GOAL>
Find each line containing the string "that". Copy it.
Begin EXERCISE DATA
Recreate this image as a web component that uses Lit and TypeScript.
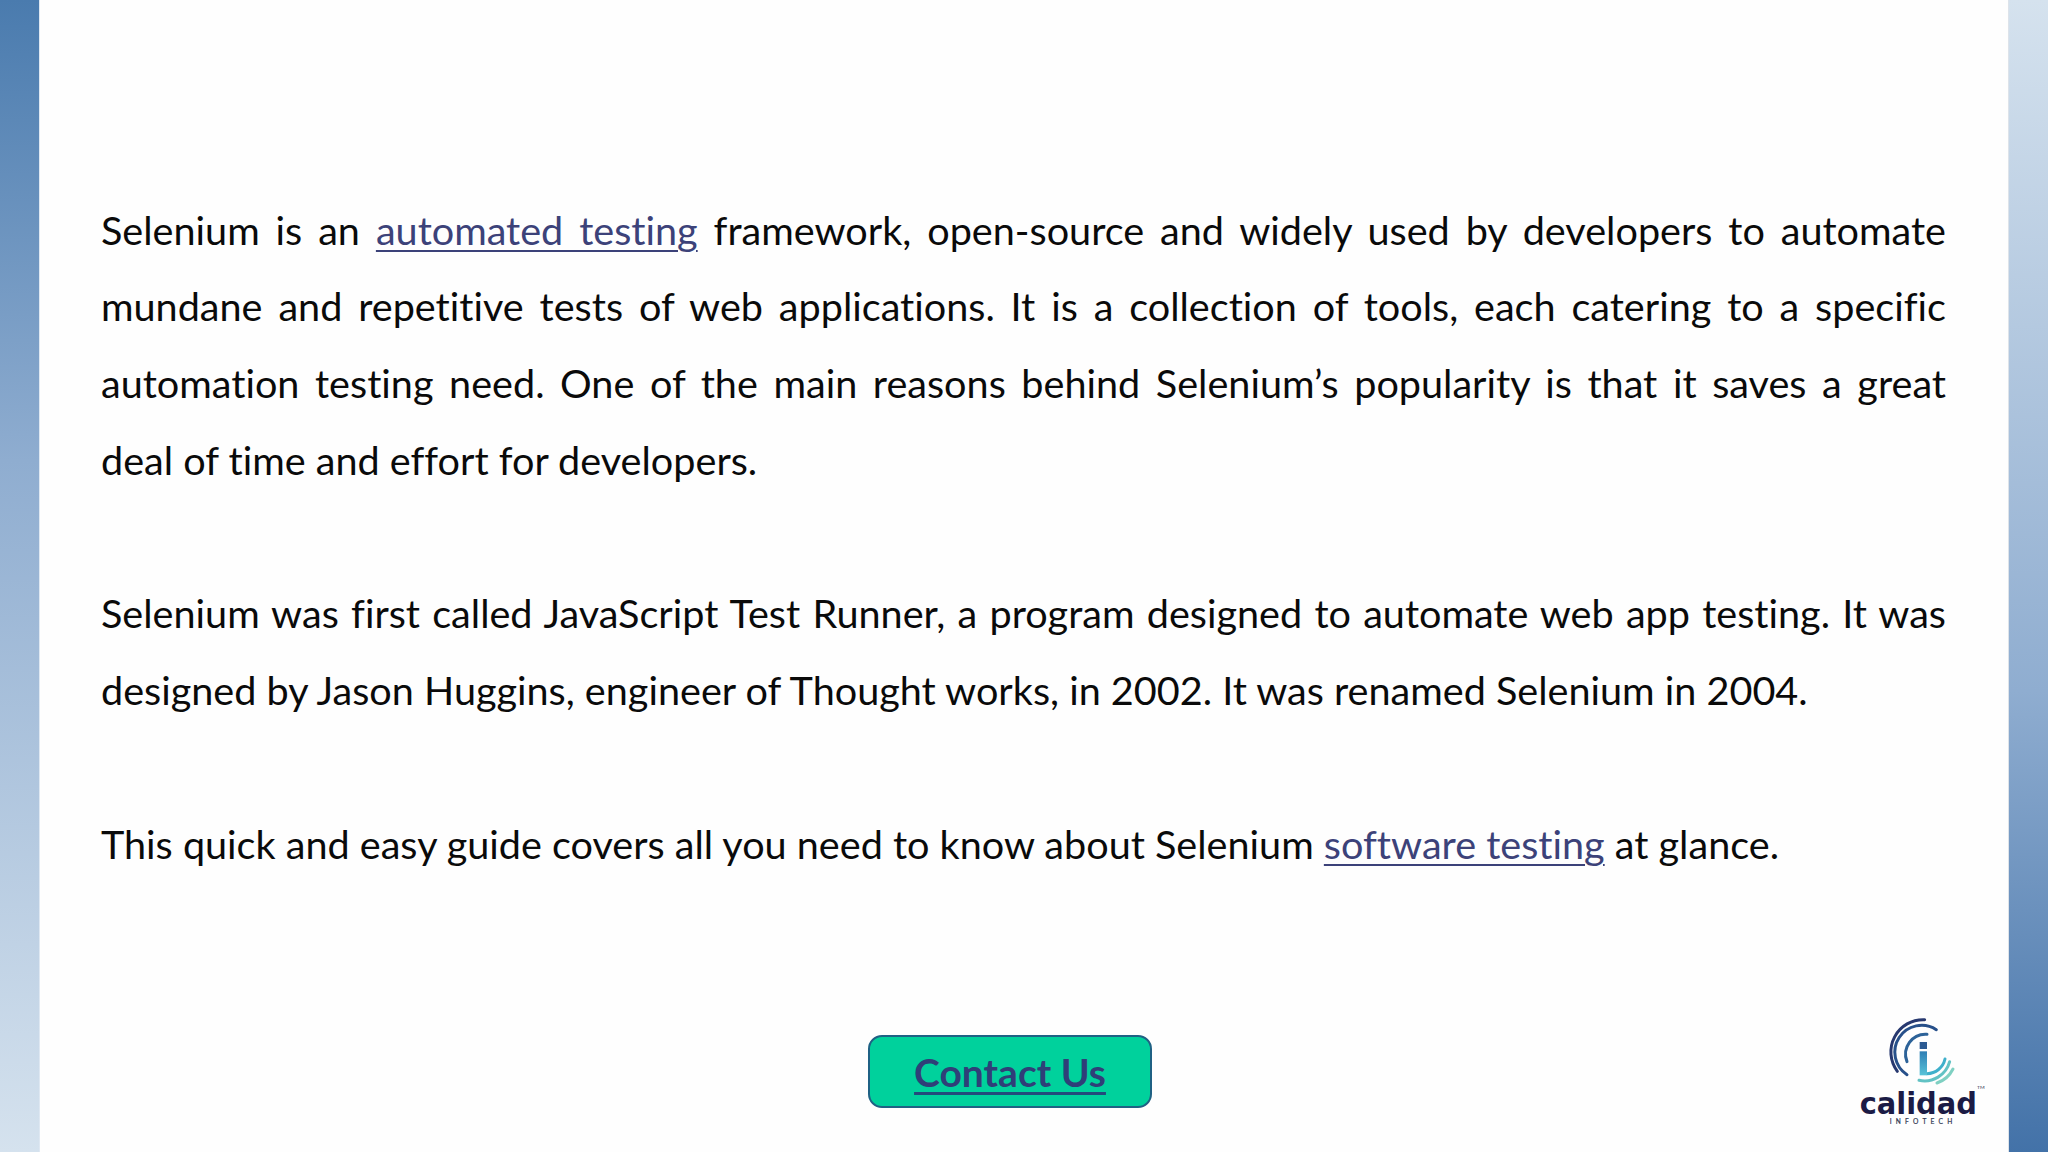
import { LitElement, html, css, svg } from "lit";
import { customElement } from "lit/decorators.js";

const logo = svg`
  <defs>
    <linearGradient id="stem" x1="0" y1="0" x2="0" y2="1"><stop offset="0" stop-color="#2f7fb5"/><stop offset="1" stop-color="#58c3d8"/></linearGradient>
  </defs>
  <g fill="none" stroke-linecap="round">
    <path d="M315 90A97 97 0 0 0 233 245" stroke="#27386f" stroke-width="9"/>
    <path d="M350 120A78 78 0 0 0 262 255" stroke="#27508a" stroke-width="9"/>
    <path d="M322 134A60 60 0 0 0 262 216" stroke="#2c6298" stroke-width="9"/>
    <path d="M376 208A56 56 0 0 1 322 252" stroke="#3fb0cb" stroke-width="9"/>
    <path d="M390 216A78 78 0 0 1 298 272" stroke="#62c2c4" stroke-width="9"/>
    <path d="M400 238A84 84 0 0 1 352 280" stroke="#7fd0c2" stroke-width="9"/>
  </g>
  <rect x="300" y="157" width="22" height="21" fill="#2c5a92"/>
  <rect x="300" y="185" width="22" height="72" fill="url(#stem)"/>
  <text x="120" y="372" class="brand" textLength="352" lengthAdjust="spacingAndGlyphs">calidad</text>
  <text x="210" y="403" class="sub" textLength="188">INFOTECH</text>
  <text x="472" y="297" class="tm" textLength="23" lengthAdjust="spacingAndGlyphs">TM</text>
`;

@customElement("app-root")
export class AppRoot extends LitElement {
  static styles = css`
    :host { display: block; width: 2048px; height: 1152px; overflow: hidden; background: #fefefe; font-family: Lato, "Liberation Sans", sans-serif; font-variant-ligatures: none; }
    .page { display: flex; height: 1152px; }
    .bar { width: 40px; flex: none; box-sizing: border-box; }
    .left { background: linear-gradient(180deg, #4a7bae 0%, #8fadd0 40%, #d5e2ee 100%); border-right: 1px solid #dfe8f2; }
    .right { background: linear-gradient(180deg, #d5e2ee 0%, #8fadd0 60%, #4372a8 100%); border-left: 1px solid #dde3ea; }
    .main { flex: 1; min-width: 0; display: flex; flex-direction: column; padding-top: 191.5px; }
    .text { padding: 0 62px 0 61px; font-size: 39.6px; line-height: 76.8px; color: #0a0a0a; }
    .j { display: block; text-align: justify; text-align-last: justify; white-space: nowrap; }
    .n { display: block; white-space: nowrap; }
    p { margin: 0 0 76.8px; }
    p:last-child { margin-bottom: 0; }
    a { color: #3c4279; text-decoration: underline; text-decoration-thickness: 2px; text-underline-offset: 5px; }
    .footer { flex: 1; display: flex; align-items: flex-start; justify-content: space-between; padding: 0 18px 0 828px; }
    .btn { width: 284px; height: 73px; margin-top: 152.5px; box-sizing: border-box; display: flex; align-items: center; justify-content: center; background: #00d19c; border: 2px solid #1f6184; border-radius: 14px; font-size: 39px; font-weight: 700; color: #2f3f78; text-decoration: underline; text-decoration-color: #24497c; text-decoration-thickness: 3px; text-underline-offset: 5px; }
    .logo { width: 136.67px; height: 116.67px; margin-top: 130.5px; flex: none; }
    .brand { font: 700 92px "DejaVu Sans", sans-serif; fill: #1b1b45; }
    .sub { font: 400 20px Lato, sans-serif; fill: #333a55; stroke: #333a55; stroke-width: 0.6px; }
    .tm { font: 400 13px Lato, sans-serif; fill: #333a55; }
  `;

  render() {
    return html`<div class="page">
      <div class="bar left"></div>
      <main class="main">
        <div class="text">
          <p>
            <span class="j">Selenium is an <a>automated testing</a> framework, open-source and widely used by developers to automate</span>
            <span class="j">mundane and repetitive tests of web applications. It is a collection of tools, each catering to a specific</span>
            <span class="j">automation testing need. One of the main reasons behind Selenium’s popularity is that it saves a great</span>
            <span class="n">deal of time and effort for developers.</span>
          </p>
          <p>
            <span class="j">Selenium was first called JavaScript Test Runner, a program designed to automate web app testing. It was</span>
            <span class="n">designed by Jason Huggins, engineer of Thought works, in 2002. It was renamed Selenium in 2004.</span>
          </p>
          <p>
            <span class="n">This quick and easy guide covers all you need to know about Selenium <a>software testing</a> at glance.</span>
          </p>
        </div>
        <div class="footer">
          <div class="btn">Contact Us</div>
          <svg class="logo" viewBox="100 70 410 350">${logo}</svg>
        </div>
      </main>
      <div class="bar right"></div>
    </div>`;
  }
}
End EXERCISE DATA
Begin EXERCISE DATA
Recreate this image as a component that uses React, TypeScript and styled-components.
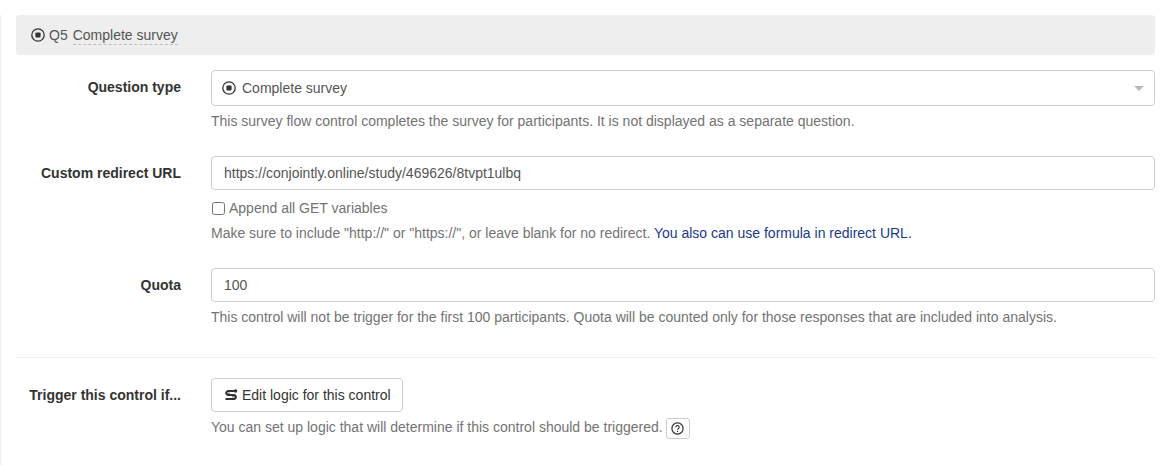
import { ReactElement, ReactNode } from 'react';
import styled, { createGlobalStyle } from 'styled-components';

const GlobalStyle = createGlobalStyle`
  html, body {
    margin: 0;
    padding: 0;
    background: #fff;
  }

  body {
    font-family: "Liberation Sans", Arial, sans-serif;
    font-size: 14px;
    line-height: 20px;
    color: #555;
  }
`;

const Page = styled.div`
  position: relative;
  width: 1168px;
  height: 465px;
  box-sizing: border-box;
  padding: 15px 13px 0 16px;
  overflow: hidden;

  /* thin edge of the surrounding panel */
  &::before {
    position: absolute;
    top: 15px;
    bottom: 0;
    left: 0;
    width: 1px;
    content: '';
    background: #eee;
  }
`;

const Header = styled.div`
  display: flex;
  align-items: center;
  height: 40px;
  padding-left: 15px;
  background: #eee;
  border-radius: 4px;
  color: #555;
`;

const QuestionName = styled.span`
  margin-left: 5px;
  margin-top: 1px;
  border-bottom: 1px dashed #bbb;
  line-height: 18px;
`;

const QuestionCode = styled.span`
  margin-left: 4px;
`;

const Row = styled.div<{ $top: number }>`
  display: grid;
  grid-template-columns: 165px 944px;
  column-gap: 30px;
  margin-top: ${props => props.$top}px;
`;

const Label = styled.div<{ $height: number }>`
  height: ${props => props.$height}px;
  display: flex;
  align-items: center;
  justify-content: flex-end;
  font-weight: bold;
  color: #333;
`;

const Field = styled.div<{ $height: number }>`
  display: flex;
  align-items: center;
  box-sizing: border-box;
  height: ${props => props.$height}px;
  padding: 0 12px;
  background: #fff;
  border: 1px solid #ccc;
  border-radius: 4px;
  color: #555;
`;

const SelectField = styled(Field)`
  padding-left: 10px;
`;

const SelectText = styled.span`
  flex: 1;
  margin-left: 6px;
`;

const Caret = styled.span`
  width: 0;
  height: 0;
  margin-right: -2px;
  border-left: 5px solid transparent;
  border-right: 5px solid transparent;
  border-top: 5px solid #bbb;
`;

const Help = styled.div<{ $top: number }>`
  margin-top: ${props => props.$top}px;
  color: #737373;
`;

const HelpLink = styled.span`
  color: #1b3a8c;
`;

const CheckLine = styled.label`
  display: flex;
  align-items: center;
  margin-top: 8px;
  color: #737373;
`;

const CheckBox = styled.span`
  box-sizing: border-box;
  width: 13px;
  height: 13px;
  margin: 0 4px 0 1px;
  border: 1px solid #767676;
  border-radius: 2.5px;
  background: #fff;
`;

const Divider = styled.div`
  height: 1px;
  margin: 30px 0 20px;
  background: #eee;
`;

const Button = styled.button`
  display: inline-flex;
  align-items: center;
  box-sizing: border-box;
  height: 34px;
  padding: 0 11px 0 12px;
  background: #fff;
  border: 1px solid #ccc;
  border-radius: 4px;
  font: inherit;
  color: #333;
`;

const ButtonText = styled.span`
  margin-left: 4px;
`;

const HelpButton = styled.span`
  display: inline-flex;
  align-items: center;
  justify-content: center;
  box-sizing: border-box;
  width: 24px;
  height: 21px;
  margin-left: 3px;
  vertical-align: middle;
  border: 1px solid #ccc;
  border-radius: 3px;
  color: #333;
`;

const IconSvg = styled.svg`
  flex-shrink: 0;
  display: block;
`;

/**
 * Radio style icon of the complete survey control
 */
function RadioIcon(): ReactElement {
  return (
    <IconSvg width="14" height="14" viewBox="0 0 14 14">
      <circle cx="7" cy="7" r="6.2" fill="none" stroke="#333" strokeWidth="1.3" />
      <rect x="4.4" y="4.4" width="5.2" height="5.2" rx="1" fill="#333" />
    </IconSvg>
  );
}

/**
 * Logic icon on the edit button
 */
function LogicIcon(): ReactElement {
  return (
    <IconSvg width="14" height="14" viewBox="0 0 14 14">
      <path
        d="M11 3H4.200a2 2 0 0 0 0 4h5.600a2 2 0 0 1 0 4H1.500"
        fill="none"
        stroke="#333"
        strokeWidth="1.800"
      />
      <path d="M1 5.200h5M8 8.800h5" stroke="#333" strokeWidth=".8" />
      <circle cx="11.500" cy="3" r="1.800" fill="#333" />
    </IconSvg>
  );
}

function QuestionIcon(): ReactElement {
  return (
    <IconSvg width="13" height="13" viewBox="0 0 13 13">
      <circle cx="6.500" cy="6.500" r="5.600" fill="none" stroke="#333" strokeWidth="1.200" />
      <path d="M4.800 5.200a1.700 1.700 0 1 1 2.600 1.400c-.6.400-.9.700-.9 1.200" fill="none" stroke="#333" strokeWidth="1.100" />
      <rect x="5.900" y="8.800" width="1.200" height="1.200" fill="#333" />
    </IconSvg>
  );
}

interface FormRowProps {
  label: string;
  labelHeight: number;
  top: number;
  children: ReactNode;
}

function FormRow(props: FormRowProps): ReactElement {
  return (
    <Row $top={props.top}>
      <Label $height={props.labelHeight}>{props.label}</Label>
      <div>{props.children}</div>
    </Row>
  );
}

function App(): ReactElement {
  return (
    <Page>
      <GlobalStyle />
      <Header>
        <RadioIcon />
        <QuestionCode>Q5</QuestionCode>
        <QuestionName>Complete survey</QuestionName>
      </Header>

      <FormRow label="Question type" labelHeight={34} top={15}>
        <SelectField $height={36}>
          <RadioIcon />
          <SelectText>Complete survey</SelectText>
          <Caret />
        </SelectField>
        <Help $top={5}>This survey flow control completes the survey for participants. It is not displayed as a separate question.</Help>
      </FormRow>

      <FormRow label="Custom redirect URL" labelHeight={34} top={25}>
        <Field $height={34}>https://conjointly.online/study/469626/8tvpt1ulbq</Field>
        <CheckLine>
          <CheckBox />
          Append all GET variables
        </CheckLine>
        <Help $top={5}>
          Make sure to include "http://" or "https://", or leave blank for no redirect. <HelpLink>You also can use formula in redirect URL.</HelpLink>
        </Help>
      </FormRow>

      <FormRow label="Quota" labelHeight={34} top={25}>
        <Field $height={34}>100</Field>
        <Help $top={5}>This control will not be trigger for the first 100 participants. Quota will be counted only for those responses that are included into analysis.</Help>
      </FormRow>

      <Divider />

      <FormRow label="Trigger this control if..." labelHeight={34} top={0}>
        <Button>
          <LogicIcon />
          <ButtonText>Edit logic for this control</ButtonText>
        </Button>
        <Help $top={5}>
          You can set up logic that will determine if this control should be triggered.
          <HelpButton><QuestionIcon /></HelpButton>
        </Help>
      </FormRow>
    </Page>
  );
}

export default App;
End EXERCISE DATA
OUTPUT OF THE EXERCISE>
Recreate this image as a web component that uses Lit and TypeScript.
            <span class="j">automation testing need. One of the main reasons behind Selenium’s popularity is that it saves a great</span>
Recreate this image as a component that uses React, TypeScript and styled-components.
        <Help $top={5}>This control will not be trigger for the first 100 participants. Quota will be counted only for those responses that are included into analysis.</Help>
          You can set up logic that will determine if this control should be triggered.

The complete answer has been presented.